The U.S. government has already made that logic explicit. In its connected-vehicle rule, the Commerce Department treated covered foreign-adversary-linked vehicle hardware and software as a supply-chain security problem, not simply as a tariff or consumer choice issue. The Federal Register rule describes connected vehicles as systems with software, sensors, connectivity, and data pathways; the Commerce announcement frames them as infrastructure that can collect sensitive information and interact with critical systems. That is the pivot: a vehicle standard becomes an AI infrastructure standard once the vehicle is part of a wider decision network.
Why Standards Become AI Borders
Standards become borders because they determine which systems can safely coordinate without renegotiating every interaction from scratch. A charger is a physical object, but the charging session is a protocol event: the vehicle identifies itself, the station negotiates power, payment may be authenticated, the battery reports state, and grid software can respond to demand. ISO 15118, the vehicle-to-grid communication standard, shows the point clearly. The more automated the exchange becomes, the more the standard governs behavior rather than merely describing equipment.
The United States has its own version of this story. Tesla’s connector became the basis for SAE J3400, turning a company-specific design into a North American charging standard. That move was not just about convenience for drivers.
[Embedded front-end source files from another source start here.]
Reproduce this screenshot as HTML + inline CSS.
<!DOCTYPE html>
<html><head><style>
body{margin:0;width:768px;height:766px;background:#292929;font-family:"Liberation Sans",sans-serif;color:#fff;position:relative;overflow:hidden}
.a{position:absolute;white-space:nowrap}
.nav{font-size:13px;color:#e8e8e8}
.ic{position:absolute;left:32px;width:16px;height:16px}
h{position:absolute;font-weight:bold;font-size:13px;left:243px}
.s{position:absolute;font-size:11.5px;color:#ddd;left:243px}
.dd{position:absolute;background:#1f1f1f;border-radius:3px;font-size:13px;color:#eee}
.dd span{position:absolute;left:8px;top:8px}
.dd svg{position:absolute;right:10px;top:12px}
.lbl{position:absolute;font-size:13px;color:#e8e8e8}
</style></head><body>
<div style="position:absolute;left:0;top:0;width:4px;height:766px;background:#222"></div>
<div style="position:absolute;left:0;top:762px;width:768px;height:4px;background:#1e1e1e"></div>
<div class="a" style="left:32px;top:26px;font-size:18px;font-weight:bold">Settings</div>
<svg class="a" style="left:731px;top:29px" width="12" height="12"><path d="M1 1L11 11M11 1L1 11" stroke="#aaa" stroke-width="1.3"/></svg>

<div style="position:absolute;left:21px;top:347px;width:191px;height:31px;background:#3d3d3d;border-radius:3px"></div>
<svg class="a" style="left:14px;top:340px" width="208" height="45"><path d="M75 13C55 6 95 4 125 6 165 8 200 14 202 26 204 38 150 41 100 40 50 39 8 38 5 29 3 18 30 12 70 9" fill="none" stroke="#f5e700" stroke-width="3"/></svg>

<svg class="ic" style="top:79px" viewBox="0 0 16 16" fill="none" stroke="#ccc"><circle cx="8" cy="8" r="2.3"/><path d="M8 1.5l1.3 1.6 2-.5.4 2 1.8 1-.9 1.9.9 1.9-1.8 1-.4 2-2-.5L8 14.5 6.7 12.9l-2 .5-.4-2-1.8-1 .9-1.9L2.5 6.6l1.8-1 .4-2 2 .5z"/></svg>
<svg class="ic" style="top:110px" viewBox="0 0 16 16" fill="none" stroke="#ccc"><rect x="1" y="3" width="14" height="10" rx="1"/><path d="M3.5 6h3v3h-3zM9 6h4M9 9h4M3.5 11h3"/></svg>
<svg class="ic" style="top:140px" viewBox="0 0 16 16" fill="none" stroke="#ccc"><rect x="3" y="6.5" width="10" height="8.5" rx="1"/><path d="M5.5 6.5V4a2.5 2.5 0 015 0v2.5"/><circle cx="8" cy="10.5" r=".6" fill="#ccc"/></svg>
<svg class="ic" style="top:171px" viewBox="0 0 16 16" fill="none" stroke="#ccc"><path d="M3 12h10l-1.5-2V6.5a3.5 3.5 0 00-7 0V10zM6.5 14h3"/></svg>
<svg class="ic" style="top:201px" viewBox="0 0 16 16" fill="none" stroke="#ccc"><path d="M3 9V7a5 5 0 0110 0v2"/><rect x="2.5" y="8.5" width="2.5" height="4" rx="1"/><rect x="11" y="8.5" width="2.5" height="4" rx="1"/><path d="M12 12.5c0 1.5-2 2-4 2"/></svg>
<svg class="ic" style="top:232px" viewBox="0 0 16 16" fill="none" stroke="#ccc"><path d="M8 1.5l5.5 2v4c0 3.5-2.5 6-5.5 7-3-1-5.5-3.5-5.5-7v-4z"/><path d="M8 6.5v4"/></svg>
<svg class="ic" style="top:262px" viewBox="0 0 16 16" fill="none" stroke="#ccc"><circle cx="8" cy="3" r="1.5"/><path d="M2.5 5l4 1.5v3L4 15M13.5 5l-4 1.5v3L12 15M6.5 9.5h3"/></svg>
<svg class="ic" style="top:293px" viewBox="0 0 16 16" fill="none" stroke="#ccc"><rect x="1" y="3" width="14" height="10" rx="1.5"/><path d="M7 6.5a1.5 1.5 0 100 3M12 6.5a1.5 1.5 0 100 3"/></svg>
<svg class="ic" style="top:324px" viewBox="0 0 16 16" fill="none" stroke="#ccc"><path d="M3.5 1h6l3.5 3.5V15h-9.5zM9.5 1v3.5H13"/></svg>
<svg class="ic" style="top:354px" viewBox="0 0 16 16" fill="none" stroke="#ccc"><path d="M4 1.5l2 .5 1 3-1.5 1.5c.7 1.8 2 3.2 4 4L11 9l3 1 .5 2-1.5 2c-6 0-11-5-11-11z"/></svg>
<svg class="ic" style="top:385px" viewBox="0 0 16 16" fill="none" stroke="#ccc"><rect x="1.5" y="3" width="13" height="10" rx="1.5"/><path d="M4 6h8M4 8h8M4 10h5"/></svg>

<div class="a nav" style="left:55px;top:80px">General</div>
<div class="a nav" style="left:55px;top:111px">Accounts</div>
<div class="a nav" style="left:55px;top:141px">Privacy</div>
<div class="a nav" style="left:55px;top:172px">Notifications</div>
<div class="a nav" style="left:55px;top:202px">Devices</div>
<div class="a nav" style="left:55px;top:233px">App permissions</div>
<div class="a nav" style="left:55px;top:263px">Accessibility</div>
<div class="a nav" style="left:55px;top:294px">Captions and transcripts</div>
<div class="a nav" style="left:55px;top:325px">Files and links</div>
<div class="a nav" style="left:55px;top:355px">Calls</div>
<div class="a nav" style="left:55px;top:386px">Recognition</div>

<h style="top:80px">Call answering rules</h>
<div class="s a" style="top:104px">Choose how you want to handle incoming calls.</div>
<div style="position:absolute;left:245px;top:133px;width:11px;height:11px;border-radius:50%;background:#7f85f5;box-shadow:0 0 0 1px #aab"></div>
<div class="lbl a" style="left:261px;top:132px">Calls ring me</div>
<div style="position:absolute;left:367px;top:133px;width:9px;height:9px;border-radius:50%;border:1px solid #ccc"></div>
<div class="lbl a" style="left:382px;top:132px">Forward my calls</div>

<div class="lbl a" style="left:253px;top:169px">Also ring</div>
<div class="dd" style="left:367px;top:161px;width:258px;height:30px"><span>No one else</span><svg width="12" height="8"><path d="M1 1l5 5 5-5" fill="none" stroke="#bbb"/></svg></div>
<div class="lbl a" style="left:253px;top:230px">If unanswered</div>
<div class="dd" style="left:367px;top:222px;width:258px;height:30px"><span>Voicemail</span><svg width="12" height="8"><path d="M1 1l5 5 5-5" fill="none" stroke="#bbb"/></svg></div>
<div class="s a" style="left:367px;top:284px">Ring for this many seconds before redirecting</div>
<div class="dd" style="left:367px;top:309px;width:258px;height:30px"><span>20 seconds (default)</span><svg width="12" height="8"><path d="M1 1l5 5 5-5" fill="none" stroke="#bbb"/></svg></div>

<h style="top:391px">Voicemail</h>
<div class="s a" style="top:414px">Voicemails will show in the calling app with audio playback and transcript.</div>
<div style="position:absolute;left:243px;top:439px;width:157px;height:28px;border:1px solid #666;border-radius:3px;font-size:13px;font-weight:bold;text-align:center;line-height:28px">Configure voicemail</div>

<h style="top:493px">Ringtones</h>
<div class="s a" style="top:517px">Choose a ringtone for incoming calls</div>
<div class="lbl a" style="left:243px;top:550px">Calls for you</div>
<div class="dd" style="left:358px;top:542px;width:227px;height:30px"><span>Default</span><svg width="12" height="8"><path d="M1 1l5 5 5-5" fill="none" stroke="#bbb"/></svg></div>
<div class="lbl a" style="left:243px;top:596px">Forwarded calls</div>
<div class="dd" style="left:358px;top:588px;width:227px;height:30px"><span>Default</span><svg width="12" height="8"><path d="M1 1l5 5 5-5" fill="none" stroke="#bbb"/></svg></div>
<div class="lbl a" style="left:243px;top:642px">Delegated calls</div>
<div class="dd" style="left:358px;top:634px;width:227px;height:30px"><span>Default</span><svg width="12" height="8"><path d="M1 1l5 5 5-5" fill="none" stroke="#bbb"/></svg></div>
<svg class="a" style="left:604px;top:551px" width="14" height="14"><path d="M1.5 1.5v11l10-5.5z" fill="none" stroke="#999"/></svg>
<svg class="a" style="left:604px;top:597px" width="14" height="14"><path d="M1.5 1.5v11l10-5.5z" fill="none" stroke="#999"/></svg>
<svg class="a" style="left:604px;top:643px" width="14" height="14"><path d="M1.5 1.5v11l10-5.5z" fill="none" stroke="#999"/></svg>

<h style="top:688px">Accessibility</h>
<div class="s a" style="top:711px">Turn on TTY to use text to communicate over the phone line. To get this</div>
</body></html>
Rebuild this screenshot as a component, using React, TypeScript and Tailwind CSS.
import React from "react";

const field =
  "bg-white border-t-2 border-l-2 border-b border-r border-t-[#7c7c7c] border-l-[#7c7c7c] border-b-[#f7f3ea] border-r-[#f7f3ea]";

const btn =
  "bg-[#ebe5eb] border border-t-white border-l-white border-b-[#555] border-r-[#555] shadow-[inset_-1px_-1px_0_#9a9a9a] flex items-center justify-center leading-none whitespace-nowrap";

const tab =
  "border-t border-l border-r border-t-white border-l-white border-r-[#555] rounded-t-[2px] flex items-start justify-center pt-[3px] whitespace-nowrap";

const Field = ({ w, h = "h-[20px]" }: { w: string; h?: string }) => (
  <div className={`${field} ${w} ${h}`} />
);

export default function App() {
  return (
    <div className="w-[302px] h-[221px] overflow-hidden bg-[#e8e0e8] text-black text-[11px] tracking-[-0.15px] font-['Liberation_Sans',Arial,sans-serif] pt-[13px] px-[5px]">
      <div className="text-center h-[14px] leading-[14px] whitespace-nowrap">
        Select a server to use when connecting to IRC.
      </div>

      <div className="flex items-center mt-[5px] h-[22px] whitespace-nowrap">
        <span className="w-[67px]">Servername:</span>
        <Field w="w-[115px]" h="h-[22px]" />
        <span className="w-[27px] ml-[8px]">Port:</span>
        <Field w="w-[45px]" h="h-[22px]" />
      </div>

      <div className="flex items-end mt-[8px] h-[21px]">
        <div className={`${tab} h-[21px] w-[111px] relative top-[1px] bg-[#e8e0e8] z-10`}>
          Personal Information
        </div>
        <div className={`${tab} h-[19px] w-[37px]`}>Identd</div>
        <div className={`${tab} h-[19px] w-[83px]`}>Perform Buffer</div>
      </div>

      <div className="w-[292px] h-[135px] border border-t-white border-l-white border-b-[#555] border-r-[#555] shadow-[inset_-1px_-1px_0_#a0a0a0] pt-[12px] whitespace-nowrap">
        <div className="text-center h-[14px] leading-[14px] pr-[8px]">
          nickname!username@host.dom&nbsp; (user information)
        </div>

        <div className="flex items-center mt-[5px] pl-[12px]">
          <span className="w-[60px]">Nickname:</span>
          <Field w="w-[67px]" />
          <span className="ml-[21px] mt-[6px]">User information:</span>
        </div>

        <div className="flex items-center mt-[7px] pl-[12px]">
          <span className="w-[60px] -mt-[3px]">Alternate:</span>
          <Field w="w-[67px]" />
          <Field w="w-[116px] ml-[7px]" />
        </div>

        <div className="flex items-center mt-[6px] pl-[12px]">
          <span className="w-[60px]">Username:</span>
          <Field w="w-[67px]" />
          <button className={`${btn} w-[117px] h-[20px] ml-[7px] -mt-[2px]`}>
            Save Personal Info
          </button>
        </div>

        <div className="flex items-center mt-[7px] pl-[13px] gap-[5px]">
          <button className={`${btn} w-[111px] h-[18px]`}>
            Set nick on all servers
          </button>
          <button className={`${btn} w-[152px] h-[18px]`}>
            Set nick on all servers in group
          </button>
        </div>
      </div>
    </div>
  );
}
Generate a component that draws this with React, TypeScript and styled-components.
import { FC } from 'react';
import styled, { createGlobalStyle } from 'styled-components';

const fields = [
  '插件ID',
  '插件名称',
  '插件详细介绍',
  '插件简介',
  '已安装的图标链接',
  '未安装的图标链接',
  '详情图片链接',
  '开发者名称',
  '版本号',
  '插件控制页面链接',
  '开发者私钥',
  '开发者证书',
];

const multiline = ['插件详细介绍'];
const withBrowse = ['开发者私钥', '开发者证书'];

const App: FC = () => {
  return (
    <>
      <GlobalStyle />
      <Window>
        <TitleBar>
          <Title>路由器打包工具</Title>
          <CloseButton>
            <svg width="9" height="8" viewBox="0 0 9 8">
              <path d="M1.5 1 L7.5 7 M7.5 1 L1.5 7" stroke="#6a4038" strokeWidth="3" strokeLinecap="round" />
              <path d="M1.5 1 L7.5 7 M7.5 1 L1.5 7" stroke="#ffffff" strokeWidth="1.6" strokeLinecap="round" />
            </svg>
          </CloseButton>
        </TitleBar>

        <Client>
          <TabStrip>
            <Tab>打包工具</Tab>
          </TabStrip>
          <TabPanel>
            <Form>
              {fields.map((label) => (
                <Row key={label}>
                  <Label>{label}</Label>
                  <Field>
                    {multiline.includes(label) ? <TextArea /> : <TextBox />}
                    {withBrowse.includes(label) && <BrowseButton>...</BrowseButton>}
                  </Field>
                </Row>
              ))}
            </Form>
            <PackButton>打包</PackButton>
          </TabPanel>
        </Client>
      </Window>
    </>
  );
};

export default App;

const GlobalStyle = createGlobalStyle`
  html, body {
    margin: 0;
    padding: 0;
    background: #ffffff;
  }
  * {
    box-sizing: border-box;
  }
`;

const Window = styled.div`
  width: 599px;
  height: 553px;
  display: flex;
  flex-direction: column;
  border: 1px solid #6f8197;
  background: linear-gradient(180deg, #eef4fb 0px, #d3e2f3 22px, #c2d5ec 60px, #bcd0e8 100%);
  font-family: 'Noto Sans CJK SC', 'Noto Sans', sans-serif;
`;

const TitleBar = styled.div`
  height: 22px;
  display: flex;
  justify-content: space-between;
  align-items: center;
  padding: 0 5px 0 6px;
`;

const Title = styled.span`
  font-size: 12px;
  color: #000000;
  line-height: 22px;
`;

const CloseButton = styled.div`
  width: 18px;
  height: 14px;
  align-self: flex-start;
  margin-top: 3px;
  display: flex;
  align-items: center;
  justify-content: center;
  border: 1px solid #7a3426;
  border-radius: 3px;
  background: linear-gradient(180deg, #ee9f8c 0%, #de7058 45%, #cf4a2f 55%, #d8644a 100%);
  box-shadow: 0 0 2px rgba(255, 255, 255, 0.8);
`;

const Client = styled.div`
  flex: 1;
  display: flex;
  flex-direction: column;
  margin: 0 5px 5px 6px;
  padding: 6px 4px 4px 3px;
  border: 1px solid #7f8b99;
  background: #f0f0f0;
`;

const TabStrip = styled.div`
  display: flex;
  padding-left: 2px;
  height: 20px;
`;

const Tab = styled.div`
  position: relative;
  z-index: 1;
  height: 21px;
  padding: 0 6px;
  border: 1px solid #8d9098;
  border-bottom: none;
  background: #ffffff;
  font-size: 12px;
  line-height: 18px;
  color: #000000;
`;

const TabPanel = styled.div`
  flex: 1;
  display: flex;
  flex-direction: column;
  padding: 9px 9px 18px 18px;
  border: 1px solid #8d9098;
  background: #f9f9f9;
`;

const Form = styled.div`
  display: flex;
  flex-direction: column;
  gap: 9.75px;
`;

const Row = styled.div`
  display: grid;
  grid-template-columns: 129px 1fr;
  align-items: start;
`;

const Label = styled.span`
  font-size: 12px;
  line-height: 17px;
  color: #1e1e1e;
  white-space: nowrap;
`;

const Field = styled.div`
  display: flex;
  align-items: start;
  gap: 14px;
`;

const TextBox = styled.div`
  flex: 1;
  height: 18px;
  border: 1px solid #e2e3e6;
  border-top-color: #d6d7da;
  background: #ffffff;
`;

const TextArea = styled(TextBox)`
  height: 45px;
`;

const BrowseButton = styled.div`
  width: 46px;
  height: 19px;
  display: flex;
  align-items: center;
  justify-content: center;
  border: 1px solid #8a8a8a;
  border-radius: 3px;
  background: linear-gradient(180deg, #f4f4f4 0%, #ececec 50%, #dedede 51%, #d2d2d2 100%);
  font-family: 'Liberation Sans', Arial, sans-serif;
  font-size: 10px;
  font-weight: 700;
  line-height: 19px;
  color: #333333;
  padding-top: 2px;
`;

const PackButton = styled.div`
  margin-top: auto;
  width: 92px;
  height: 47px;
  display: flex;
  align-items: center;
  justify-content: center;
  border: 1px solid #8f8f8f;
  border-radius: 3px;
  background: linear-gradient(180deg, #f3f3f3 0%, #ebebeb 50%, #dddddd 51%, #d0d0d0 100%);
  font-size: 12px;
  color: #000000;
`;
It helped define the infrastructure into which automakers, charging firms, utilities, payment providers, and fleet operators must fit. Standards are quiet because they look technical; they are powerful because they make later choices seem natural.
This is where the EV fight crosses into AI. Autonomous driving, fleet routing, predictive maintenance, battery optimization, insurance scoring, and grid response all depend on machine-readable coordination. A standard that governs charging and connectivity may eventually shape which AI services can be deployed cheaply, which data can be trusted, and which vendors can claim regulatory legitimacy. The model may be trained elsewhere, but the permission to act is granted at the edge.
Who Gains Leverage Downstream
Builders should read this as a warning against software-only strategy. If a product depends on vehicles, factories, energy systems, drones, ports, or public infrastructure, then standards are part of the product environment. A team can have the better model and still lose if it builds for the wrong connector, the wrong certification regime, or the wrong procurement assumptions. In infrastructure markets, compatibility is distribution by another name.
Operators face a different risk. Once fleets and charging systems become AI-enabled, operational resilience will depend on more than uptime. It will depend on audit trails, firmware provenance, vendor restrictions, data-sharing rules, and the ability to isolate compromised components without freezing the whole network. That is why earlier Oria Veach coverage on AI Infrastructure Is Becoming a Rights-of-Way Business matters here: the decisive asset is often the corridor, permit, interface, or operating relationship that makes deployment possible.
Investors and policy readers should also widen the lens. The road standard contest resembles the mineral, port, and corridor politics behind Lobito Is Where the AI Supply Chain Turns Physical. AI power is not contained inside data centers. It runs through copper, roads, substations, customs rules, procurement forms, and maintenance contracts. The prize is not only who builds the smartest system, but who makes every other system adapt to its assumptions.
The Road Test for AI Power
The unresolved question is whether the next AI order will be set by model performance or by the infrastructure that decides where model performance is allowed to matter. Road systems make that tension visible because they turn abstraction into metal. A country can ban a software supplier, but if its allies, trading partners, or logistics routes adopt incompatible defaults, the ban becomes both a security position and an isolation cost. That trade-off will not stay confined to EVs.
For companies, the lesson is blunt: treat standards work as strategy, not paperwork. For governments, the harder task is to separate credible security from self-defeating exclusion. The unresolved test is whether democratic markets can set defaults that partners want to adopt rather than rules they merely obey. If they cannot, leverage will migrate toward whoever makes compatibility feel ordinary, and the next platform may arrive as a road rule that quietly decides which intelligence gets to move.